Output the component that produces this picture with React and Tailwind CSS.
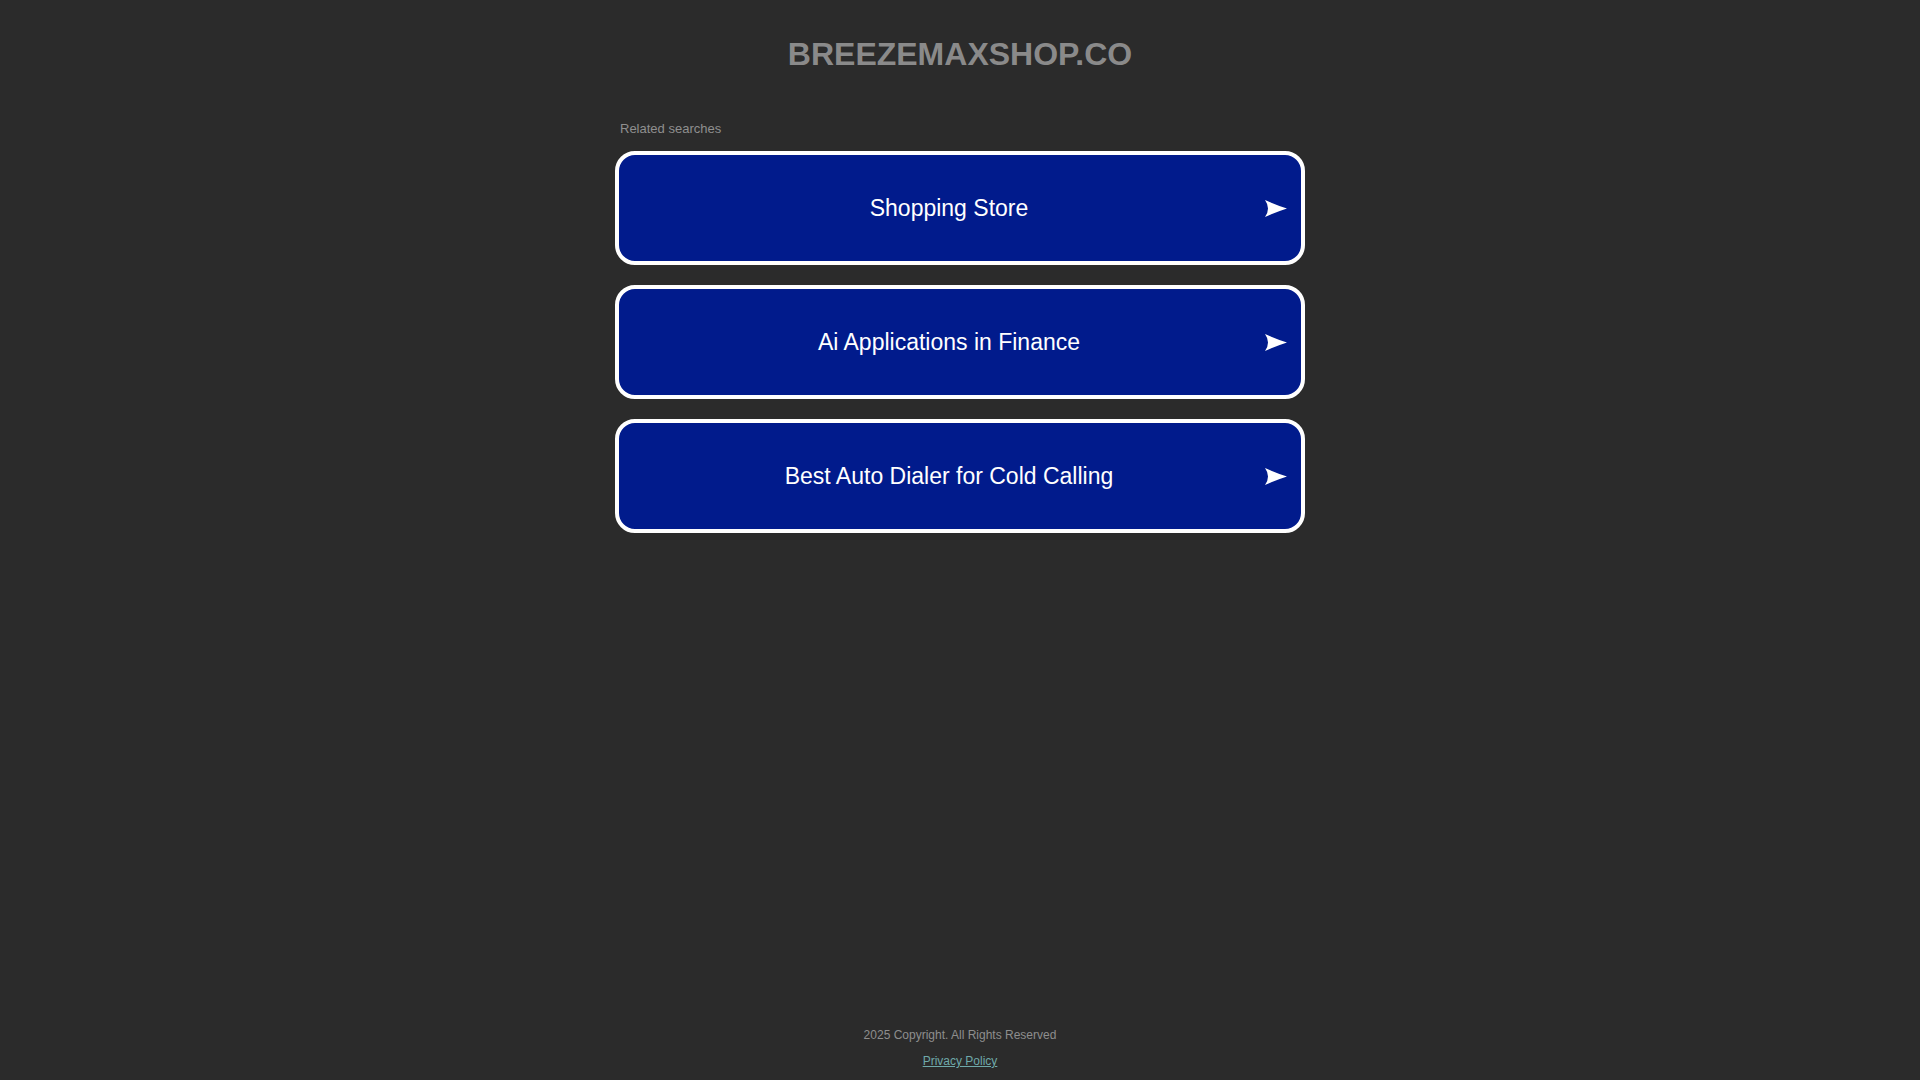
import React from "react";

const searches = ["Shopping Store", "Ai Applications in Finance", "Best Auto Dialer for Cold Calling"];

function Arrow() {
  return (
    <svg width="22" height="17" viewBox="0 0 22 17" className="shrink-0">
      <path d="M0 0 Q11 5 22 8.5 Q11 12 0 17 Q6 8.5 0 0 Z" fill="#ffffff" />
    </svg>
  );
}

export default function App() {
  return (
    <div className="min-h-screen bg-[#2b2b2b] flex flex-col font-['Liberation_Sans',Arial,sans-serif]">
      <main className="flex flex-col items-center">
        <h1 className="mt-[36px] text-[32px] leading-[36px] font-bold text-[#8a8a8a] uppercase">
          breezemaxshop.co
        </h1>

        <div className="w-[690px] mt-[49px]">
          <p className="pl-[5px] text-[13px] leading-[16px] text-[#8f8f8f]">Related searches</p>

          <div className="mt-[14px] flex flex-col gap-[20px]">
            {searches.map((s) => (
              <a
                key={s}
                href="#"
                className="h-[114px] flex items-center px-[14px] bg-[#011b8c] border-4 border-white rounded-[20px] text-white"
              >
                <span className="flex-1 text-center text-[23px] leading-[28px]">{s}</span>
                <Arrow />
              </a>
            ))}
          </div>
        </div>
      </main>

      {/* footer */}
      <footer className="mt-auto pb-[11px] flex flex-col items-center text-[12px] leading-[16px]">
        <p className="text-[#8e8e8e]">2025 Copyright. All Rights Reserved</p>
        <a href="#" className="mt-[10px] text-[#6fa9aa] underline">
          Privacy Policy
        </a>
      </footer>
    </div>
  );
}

* * *

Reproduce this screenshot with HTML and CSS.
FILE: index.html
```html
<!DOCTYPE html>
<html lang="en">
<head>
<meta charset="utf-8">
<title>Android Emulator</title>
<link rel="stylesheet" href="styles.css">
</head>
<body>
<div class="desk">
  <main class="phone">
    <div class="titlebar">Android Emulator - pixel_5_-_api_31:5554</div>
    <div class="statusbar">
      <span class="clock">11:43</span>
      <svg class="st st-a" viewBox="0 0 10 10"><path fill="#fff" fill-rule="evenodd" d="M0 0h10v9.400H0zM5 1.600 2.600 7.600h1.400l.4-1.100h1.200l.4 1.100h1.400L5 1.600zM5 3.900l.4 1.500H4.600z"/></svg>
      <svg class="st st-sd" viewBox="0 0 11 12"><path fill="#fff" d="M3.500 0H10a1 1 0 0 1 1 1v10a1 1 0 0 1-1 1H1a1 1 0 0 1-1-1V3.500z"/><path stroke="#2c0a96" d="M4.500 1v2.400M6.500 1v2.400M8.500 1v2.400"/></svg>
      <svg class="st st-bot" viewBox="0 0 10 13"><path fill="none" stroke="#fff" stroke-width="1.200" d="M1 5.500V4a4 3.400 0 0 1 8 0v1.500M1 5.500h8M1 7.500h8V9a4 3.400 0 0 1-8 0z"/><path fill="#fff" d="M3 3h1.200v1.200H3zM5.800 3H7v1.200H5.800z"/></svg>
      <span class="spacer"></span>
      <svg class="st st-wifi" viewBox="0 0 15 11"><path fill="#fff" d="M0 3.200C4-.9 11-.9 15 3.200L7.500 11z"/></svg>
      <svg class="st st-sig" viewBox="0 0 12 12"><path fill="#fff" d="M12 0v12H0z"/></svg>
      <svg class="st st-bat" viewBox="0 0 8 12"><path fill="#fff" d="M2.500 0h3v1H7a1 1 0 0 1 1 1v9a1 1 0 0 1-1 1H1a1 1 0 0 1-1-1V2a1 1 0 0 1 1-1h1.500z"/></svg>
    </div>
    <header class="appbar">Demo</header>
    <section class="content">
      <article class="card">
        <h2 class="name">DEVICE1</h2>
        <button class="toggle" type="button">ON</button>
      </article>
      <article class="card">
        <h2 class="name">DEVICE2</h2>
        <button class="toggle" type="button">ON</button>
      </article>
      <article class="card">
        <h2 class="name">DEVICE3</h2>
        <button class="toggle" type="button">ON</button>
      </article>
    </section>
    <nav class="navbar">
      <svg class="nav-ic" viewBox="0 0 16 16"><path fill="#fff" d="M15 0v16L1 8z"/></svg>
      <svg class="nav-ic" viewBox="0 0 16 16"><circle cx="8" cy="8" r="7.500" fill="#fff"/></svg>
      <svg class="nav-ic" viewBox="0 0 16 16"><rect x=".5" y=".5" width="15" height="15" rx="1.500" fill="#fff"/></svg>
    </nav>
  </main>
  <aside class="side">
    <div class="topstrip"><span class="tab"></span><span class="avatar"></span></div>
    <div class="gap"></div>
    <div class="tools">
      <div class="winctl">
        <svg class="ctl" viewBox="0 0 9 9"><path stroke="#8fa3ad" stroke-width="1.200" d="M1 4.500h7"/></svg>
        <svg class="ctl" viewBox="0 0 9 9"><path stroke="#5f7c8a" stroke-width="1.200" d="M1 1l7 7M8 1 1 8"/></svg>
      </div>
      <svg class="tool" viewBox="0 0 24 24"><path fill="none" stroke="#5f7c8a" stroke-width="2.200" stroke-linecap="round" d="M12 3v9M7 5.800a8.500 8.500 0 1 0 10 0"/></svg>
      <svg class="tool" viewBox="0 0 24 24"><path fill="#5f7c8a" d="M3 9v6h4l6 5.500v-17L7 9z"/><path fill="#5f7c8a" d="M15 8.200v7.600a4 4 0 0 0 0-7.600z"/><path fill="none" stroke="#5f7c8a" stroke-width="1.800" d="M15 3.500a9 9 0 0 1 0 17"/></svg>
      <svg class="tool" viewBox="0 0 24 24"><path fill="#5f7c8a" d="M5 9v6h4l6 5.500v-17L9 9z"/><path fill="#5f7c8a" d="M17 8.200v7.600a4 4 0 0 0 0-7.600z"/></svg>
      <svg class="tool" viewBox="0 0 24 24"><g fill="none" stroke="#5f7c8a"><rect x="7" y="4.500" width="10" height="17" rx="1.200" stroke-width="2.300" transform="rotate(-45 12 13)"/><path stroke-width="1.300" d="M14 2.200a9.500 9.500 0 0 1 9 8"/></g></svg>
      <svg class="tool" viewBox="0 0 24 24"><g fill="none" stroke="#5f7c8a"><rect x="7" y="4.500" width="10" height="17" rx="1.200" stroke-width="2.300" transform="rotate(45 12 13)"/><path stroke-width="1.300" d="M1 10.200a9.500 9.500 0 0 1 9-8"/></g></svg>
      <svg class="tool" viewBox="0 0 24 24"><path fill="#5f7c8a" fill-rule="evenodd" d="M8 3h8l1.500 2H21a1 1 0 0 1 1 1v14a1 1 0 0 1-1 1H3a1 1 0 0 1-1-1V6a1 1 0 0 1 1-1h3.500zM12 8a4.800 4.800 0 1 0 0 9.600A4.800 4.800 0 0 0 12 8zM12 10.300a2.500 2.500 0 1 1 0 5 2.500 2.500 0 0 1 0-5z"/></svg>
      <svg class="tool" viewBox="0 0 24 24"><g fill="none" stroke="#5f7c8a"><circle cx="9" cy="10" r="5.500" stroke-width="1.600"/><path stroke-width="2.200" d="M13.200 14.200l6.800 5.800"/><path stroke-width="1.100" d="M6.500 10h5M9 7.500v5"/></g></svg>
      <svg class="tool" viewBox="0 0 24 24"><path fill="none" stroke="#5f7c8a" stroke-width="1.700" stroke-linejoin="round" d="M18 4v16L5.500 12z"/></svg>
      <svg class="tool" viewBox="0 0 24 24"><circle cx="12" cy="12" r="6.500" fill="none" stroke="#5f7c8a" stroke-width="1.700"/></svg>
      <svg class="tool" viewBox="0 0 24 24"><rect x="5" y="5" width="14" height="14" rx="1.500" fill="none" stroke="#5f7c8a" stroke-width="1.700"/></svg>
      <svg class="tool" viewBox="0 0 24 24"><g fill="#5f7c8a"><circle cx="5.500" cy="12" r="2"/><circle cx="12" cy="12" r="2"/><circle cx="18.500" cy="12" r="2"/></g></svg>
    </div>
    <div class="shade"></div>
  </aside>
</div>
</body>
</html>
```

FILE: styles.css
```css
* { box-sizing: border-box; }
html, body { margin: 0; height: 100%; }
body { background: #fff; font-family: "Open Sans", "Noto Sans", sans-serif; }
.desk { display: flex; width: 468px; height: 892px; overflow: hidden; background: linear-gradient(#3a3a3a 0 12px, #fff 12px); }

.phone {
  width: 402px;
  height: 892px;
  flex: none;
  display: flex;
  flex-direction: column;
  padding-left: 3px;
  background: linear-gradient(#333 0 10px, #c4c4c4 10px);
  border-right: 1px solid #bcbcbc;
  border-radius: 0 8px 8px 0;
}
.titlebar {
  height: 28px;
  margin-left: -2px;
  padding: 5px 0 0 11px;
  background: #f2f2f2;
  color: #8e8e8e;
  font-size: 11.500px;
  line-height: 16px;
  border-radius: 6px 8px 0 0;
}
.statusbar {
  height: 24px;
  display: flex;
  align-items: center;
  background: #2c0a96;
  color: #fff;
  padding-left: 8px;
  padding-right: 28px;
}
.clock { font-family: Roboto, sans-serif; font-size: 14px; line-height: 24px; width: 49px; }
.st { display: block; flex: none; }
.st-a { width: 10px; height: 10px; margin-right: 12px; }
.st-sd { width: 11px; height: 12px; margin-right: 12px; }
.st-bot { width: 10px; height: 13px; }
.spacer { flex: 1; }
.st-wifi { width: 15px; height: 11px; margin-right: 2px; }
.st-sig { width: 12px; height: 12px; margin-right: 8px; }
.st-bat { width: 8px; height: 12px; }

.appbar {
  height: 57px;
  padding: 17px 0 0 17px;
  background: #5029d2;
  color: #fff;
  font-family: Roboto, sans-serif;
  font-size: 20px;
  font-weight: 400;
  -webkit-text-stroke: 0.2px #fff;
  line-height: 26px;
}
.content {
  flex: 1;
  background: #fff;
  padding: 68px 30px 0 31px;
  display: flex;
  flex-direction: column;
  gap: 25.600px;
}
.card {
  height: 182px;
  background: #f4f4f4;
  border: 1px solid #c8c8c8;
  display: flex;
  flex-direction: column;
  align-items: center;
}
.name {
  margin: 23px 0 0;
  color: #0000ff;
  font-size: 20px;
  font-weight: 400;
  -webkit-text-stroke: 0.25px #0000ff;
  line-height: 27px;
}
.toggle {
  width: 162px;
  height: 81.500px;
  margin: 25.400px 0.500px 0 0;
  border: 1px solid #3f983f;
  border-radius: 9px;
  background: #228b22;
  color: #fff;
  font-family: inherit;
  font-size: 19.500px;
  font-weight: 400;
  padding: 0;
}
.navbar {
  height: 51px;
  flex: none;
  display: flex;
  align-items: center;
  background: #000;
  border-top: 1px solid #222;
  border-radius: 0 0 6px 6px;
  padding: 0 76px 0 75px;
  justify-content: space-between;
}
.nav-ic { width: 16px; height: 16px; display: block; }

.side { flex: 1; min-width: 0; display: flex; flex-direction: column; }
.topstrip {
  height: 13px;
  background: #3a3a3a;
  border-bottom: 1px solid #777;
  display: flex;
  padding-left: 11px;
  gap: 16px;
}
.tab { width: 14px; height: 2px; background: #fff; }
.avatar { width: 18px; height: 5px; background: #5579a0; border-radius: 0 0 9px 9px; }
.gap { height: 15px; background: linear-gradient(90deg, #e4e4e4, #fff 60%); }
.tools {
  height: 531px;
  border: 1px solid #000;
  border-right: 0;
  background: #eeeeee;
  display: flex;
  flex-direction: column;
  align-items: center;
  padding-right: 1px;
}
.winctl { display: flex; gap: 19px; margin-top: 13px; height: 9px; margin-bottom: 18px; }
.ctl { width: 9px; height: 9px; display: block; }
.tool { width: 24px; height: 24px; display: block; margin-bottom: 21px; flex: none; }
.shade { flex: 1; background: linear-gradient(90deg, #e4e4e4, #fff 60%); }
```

■ **Short exercise**
Exclude any pictures, and restate word for word the lines from the one containing "Output the component" through the one containing "Auto Dialer for", both included.

■ **Response**
Output the component that produces this picture with React and Tailwind CSS.
import React from "react";

const searches = ["Shopping Store", "Ai Applications in Finance", "Best Auto Dialer for Cold Calling"];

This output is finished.